“Ma questo che viene Rossano mai si poteva sognare di dire queste cose. Gliele ha detto lui”.
Tommaso Costa è inferocito. E’ una furia contro il fratello Giuseppe, che apostrofa
come “megalomane cornuto”, per quanto emerso nel corso del processo bis per l’omicidio
di Gianluca Congiusta che si sta svolgendo davanti alla Corte d’Assise d’Appello
di Reggio Calabria. Un processo che è stato riaperto in dibattimento e che ruota
anche attorno alla credibilità che i giudici decideranno di dare proprio a Giuseppe
Costa, pentito finito sulla graticola grazie ad un secondo collaboratore di
giustizia Vincenzo Curato. Dopo l’inizio della collaborazione di Giuseppe
Costa sono arrivate infatti le parole di Curato che hanno messo in discussione
la credibilità del suo racconto. Secondo Curato infatti Costa avrebbe
deciso di iniziare la sua collaborazione soltanto per vendicarsi dei
Commisso, e nel farlo avrebbe omesso il coinvolgimento del fratello
Tommaso in un omicidio affermando “non potevo accusare mio fratello”.
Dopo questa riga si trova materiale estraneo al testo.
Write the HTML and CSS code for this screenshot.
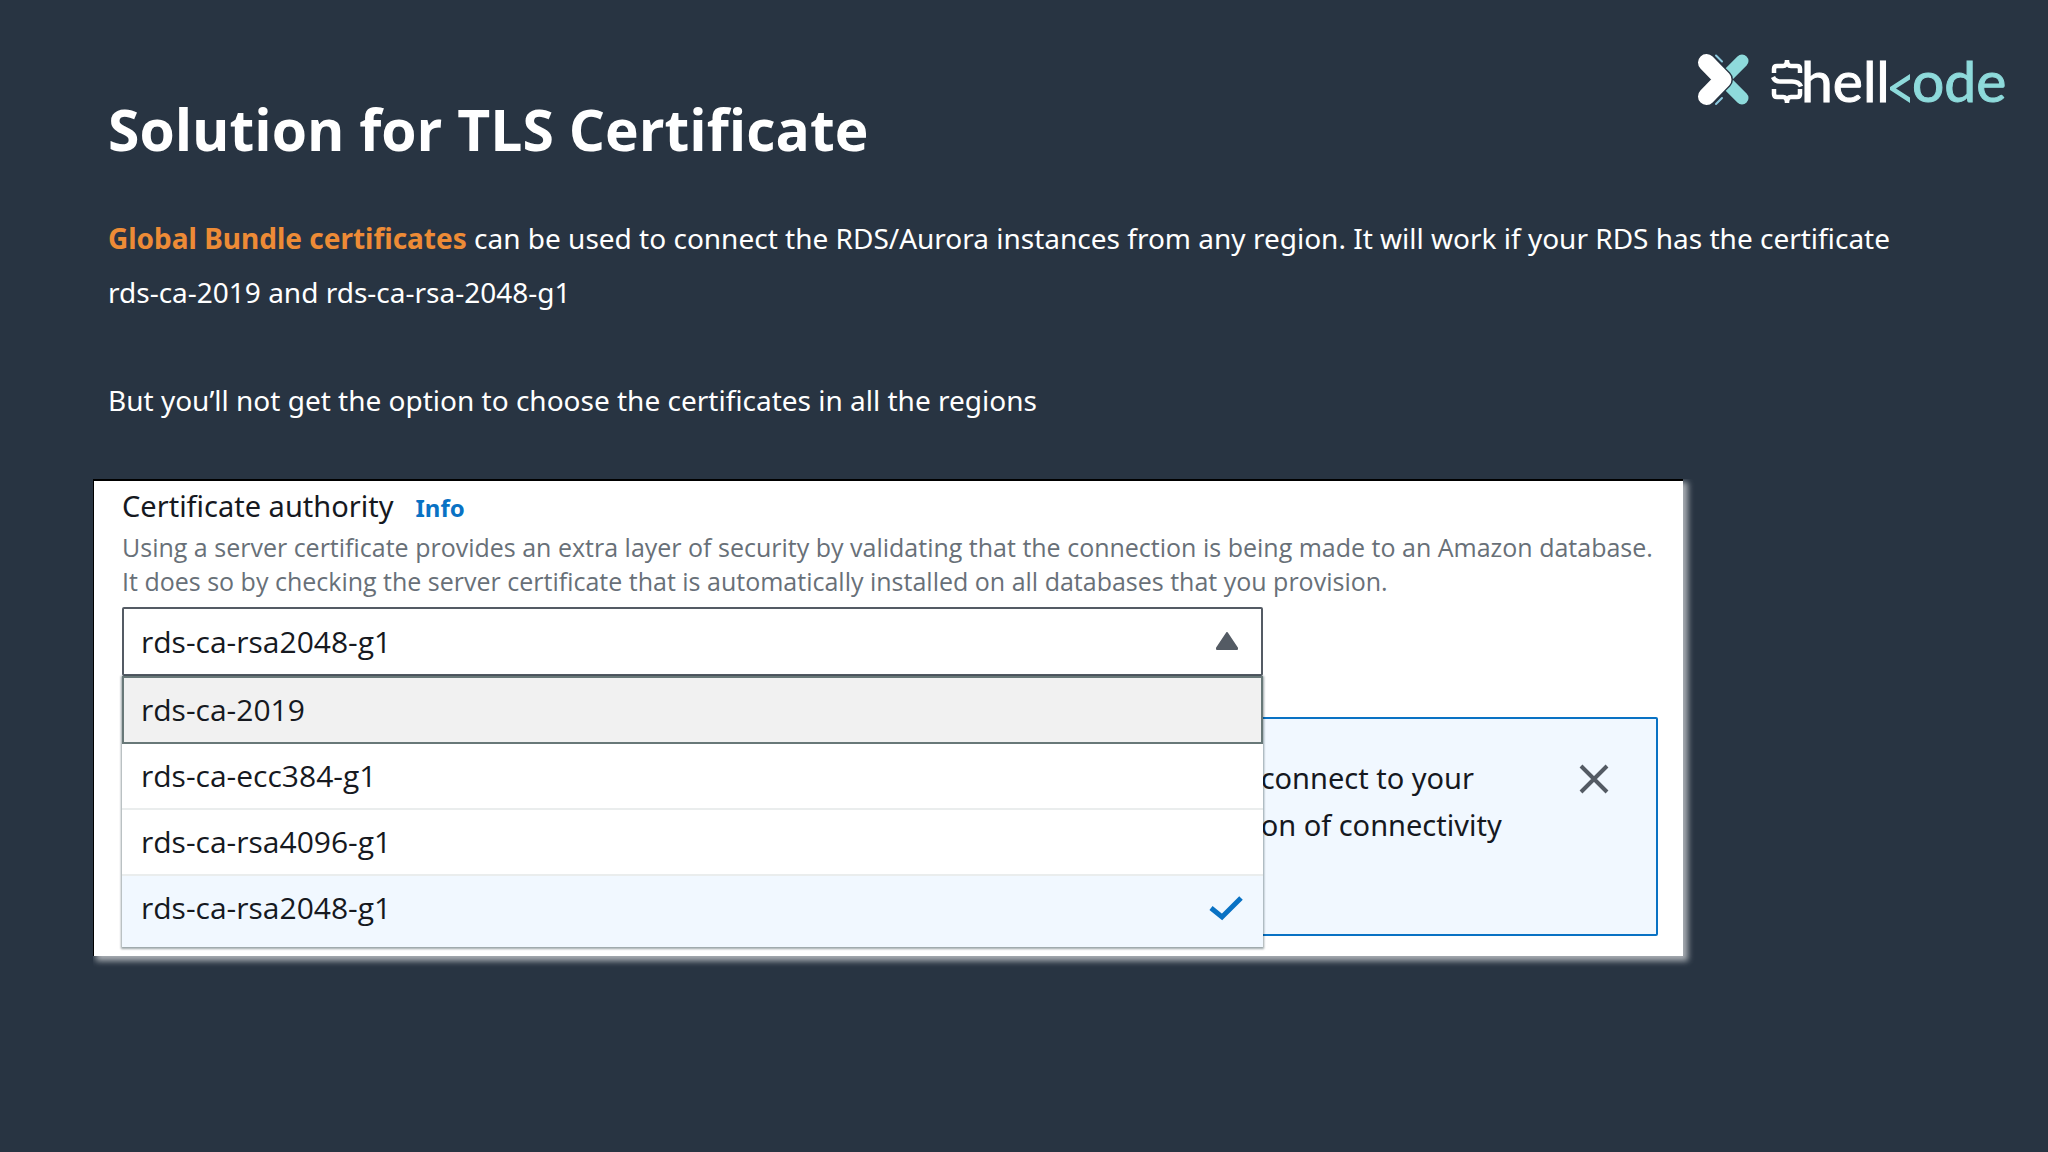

Circostanze che Curato avrebbe appreso dalla viva voce di Costa nel
periodo in cui condividevano il regime carcerario a Prato.
Un bomba quella lanciata da Curato nel bel mezzo del processo in cui
l’accusa è rappresentata da Antonio De Bernardo. Un mina che potrebbe
essere disinnescata soltanto se si dimostrasse che Curato dice il falso e
che dunque Costa stia collaborando pienamente.